3) Considering the free-for-all no-sexual-inhibitions pushed by academics, "artists" etc., they really do not have any skin in the "blame" game. If you encourage pre-pubescent kids to learn about anal sex, sorry -- you are a hypocrite, encouraging pedophilia or worse.
4. Accusations that carry the taint of not being completely credible destroy the ability of those truly preyed upon the hearing they should get.
5. As is the case with most "bombshells", this is probably being promoted as a distraction from issues that the media et al. do not wish to be addressed.

Ron Winkleheimer said...

From what I'm reading this afternoon, the contract is pretty much irrelevant now, because the company simply will not exist much longer. Nobody is willing to do business with it. Writers are trying to get back their scripts. Agents won't let their clients work with the company. People are afraid of blow back for being associated with the company.

Mark said...

the contract is pretty much irrelevant now, because the company simply will not exist much longer

That would make the contract all the more relevant since HW is obligated to indemnify the company for its losses.

gbarto said...

The right handle in this case being Harvey's generally repulsive skill as a seducer. Assume instead that he's good at it and see what changes.

I think rhhardin has been way over the top in some of his comments. But he's still pointing to a pretty good question: How much of this is overlooked or winked at when the players are more attractive? And so, to what degree is Weinstein the norm? If a lady sleeps with a handsome actor and gets a good part in his next movie, where do we stand with that?

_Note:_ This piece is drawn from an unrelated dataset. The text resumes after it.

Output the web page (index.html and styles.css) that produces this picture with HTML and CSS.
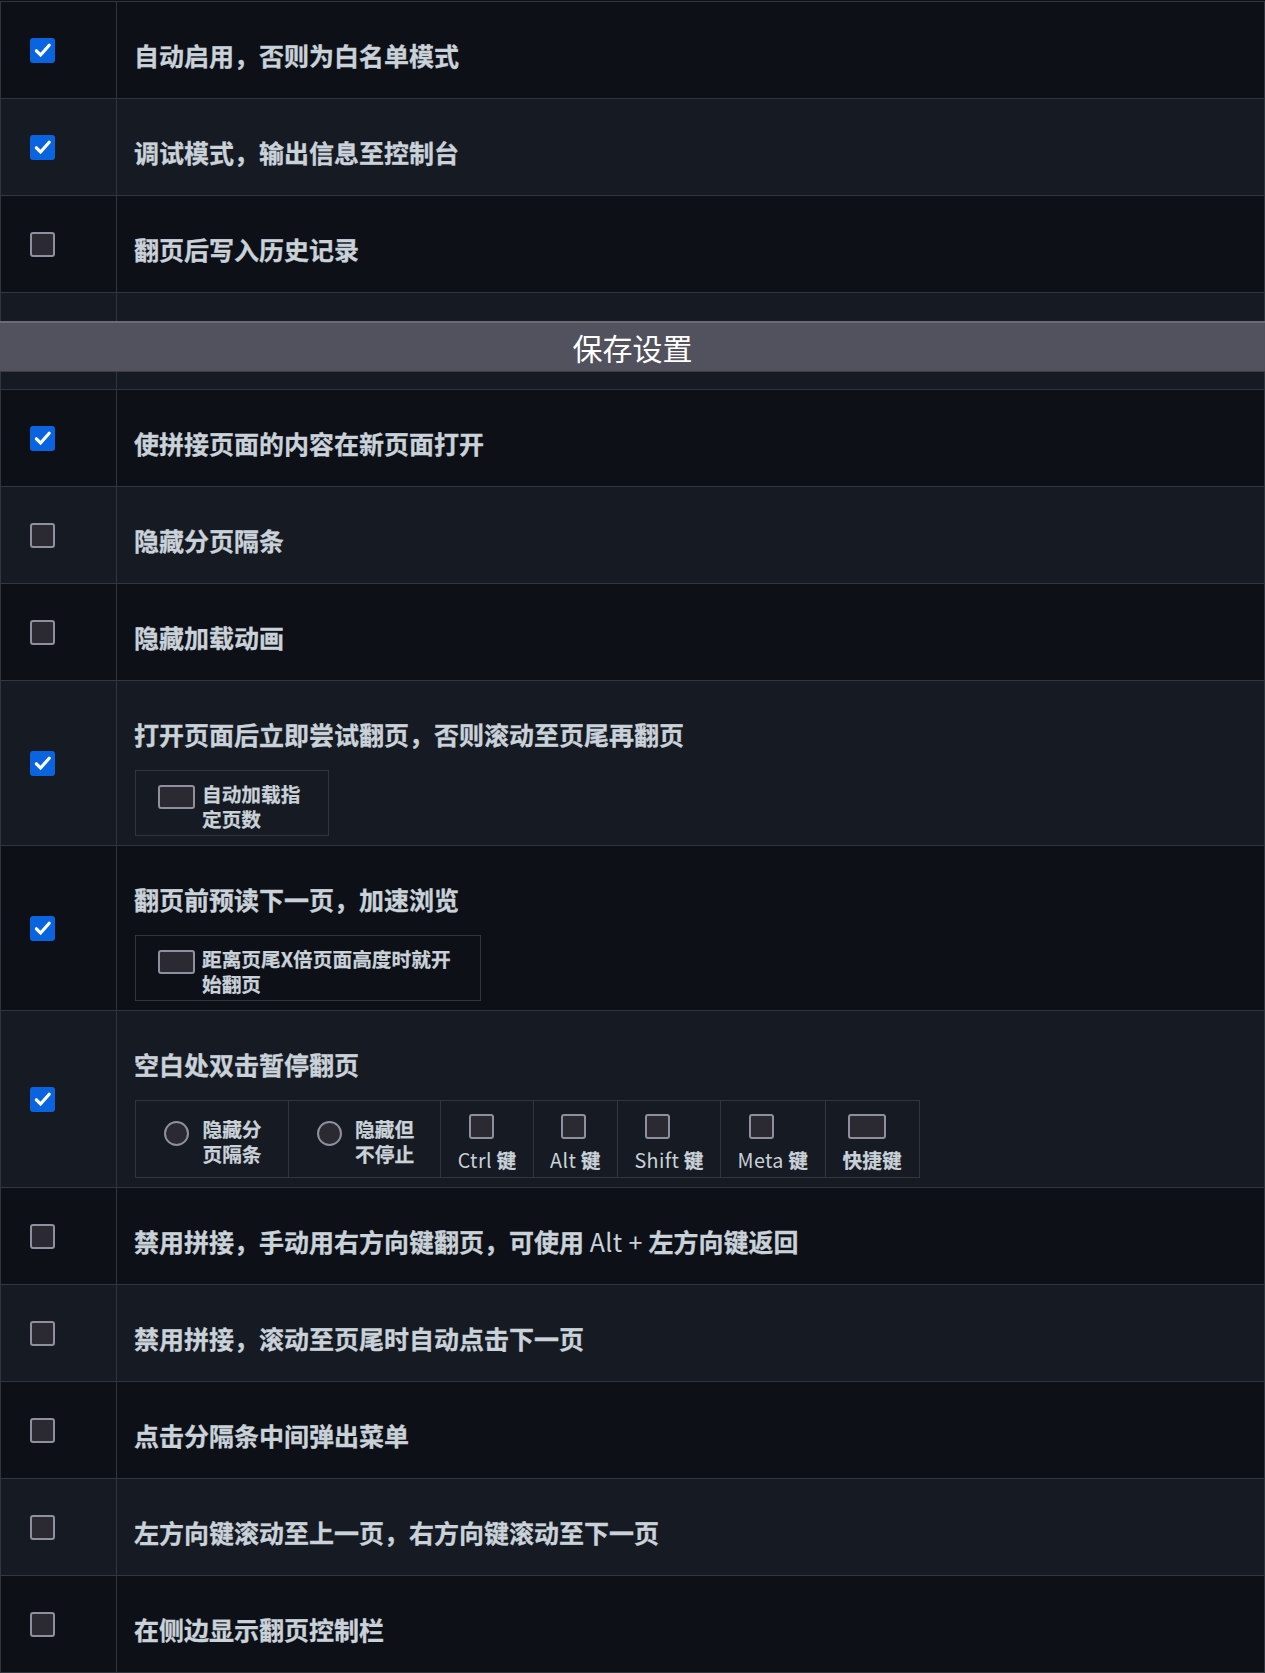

This is hyper important because in the Clinton saga so many people wanted to wink because Bill was a rakish fella and some found an attraction in that.

David said...

David Boise? Sullivan & Cromwell? Jeez.

walter said...

These folk need to institute/trade "creep credits".

tim in vermont said...

"This is hyper important because in the Clinton saga so many people wanted to wink because Bill was a rakish fella and some found an attraction in that."

Makes you wonder why he liked to indulge in forcible rape.